Material:
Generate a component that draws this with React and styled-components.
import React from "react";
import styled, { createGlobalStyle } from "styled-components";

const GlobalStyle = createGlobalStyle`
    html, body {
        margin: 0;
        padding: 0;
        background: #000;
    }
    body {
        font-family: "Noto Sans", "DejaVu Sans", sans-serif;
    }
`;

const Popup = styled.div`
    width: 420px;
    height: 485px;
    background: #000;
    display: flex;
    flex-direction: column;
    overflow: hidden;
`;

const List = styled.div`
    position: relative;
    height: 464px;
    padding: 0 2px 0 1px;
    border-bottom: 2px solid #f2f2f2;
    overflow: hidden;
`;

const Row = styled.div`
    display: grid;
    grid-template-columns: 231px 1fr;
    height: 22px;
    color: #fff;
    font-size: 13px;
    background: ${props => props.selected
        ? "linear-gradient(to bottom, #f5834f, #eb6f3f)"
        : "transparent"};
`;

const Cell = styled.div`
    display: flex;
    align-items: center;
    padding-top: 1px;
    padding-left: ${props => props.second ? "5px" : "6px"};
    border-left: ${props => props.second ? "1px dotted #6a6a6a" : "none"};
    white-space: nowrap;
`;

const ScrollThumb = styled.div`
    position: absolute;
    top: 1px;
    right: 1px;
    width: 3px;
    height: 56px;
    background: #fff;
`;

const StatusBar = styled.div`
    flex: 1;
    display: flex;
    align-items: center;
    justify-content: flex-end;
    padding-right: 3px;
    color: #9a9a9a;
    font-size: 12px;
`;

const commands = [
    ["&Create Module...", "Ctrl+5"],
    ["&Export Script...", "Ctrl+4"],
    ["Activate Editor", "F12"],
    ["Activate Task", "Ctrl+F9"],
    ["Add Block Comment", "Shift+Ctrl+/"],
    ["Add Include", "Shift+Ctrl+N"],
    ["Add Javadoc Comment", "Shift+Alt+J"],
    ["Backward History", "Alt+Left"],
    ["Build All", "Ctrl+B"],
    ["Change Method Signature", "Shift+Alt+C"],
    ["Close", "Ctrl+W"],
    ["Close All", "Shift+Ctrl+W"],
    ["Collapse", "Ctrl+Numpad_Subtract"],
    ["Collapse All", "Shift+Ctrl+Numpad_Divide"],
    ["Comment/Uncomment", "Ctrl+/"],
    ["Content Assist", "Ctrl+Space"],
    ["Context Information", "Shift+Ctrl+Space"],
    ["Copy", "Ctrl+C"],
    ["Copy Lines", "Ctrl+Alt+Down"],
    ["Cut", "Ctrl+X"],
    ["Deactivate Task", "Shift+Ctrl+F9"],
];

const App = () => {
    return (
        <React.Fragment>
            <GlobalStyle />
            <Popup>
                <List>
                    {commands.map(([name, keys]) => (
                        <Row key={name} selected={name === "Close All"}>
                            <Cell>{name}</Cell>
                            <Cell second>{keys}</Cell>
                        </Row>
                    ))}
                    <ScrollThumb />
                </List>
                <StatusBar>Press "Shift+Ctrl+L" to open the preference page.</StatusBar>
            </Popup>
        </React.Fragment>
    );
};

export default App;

---

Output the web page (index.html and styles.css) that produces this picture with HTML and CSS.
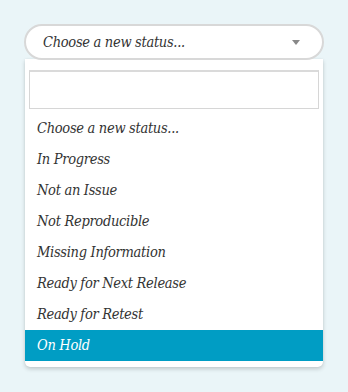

Given instruction:
From the data, pick out every line that includes "html".

Answer in full:
    html, body {
Output the web page (index.html and styles.css) that produces this picture with HTML and CSS.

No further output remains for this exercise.